_TASK_. Every line from the first one to the line containing "const [selected, setSelected]" should be echoed exactly; leave out the rest.

_ITEMS_.
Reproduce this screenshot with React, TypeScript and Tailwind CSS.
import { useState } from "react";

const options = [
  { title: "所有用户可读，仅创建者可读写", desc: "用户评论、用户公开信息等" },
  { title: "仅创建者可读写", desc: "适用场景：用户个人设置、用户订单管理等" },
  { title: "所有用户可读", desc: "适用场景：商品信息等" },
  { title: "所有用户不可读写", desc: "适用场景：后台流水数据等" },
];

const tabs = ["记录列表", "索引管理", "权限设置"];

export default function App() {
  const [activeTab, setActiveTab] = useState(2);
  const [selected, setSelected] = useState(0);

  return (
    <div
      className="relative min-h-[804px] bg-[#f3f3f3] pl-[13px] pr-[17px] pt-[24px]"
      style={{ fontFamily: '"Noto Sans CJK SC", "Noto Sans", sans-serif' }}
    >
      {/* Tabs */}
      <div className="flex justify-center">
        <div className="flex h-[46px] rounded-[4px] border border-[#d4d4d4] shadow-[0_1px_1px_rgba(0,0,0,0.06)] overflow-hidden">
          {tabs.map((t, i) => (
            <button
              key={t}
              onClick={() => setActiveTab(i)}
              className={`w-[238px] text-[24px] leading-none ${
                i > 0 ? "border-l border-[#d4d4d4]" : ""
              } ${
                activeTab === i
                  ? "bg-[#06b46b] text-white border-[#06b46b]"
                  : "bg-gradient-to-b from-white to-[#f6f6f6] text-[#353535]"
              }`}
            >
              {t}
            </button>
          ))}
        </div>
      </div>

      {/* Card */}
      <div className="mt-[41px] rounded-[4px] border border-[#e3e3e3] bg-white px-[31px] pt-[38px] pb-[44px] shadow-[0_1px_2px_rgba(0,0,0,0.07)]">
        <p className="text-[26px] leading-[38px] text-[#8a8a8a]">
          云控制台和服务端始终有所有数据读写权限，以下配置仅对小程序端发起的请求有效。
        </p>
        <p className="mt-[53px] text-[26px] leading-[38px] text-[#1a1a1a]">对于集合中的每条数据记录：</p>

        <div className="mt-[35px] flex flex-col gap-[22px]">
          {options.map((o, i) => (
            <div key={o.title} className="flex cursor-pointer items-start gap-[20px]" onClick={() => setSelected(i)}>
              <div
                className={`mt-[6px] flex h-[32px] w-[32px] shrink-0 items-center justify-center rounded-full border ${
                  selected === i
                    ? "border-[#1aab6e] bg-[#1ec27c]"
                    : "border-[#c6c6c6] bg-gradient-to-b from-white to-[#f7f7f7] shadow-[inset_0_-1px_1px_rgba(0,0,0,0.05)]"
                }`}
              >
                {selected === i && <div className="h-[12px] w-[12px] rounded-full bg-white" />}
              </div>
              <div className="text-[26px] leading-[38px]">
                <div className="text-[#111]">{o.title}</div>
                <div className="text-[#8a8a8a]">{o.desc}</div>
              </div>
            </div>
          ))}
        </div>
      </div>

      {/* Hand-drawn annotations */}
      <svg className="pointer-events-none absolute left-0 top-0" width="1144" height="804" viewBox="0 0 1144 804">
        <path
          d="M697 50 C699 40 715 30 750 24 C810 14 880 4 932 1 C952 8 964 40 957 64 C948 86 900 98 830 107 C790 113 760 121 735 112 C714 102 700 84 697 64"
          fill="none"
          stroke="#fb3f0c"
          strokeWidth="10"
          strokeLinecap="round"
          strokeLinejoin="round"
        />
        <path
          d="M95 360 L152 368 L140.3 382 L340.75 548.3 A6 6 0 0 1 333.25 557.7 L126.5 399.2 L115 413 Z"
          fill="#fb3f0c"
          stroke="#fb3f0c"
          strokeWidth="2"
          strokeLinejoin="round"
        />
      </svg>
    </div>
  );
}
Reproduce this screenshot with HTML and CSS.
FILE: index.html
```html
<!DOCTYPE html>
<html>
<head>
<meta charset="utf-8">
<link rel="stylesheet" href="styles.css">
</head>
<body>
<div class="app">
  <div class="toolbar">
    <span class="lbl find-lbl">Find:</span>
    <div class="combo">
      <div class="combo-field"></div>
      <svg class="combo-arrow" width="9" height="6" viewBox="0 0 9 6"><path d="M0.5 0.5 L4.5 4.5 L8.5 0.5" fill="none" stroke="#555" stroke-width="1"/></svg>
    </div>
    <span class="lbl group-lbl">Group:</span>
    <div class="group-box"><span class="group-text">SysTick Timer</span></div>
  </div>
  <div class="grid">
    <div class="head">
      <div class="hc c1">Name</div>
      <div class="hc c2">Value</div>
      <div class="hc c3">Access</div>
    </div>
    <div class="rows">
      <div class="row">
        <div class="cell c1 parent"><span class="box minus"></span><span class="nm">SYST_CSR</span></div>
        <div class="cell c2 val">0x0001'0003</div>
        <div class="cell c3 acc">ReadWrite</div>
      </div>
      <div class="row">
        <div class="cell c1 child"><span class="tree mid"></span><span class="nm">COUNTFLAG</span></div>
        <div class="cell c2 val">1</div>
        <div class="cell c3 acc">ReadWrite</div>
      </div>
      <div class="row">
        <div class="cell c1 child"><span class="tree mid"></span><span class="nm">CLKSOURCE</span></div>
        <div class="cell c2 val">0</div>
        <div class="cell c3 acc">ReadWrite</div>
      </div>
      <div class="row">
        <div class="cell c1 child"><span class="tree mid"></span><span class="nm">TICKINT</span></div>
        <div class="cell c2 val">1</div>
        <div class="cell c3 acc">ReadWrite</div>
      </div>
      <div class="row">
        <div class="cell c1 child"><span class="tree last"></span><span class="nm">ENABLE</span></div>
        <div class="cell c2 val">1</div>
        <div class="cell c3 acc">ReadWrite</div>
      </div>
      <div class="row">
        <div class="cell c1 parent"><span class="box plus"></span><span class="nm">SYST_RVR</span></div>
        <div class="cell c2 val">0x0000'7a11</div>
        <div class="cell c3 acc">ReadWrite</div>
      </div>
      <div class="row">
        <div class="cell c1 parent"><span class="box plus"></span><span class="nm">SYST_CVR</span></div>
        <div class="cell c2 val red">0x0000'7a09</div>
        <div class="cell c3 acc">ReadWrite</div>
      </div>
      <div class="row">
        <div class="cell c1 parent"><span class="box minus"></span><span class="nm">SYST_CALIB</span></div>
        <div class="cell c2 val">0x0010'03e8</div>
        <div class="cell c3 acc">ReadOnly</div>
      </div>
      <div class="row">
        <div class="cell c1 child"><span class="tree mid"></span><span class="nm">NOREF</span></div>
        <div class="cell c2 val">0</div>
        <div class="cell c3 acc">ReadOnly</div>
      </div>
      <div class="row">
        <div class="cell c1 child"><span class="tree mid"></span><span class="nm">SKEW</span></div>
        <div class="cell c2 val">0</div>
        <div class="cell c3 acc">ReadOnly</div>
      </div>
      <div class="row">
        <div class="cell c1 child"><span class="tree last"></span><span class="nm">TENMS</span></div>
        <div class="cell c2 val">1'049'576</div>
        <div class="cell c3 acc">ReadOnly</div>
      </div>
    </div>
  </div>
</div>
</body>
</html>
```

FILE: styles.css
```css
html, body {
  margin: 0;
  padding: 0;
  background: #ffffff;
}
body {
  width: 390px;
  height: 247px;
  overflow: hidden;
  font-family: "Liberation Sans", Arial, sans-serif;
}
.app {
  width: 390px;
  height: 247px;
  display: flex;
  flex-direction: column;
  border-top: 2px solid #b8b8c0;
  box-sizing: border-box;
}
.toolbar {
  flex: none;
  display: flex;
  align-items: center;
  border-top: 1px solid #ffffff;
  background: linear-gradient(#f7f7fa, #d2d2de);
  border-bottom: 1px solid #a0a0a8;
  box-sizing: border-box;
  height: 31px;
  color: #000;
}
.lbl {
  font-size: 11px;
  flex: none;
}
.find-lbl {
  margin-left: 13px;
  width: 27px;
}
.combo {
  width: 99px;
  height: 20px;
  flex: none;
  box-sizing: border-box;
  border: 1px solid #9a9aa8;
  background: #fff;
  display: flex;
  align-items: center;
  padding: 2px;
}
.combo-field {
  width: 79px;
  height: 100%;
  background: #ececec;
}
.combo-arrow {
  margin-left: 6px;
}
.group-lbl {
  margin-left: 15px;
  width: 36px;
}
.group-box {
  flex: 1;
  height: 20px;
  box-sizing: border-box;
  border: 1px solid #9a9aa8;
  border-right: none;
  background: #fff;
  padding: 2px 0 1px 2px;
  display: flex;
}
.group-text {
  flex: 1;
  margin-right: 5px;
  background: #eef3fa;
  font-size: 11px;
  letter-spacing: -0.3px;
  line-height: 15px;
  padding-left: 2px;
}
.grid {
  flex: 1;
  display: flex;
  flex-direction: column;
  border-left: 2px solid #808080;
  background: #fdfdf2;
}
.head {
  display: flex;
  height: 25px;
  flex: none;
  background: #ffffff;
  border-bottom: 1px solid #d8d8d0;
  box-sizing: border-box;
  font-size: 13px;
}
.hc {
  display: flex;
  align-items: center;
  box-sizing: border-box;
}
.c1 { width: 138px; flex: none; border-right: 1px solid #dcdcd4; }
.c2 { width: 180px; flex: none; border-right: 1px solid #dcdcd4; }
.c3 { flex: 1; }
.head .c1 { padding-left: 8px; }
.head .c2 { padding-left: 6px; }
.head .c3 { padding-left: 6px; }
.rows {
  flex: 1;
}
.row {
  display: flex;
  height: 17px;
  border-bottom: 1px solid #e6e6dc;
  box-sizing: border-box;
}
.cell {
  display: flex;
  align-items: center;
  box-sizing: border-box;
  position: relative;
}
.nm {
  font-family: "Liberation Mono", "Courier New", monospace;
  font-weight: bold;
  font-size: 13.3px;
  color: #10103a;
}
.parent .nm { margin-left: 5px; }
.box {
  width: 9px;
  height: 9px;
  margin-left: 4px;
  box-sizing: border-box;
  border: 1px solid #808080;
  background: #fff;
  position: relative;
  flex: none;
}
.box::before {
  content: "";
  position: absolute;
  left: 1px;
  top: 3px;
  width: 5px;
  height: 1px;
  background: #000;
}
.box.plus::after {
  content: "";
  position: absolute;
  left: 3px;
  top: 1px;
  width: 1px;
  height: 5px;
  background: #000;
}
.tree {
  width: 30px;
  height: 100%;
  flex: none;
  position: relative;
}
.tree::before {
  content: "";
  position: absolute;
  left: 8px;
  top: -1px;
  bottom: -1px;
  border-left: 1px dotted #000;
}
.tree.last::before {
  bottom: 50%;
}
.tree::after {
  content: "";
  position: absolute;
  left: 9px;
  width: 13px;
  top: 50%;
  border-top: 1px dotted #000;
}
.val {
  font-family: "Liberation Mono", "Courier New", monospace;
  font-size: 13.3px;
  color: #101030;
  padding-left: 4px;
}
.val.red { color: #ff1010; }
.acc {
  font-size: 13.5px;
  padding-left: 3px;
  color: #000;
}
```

_EXPECTED ANSWER_.
Reproduce this screenshot with React, TypeScript and Tailwind CSS.
import { useState } from "react";

const options = [
  { title: "所有用户可读，仅创建者可读写", desc: "用户评论、用户公开信息等" },
  { title: "仅创建者可读写", desc: "适用场景：用户个人设置、用户订单管理等" },
  { title: "所有用户可读", desc: "适用场景：商品信息等" },
  { title: "所有用户不可读写", desc: "适用场景：后台流水数据等" },
];

const tabs = ["记录列表", "索引管理", "权限设置"];

export default function App() {
  const [activeTab, setActiveTab] = useState(2);
  const [selected, setSelected] = useState(0);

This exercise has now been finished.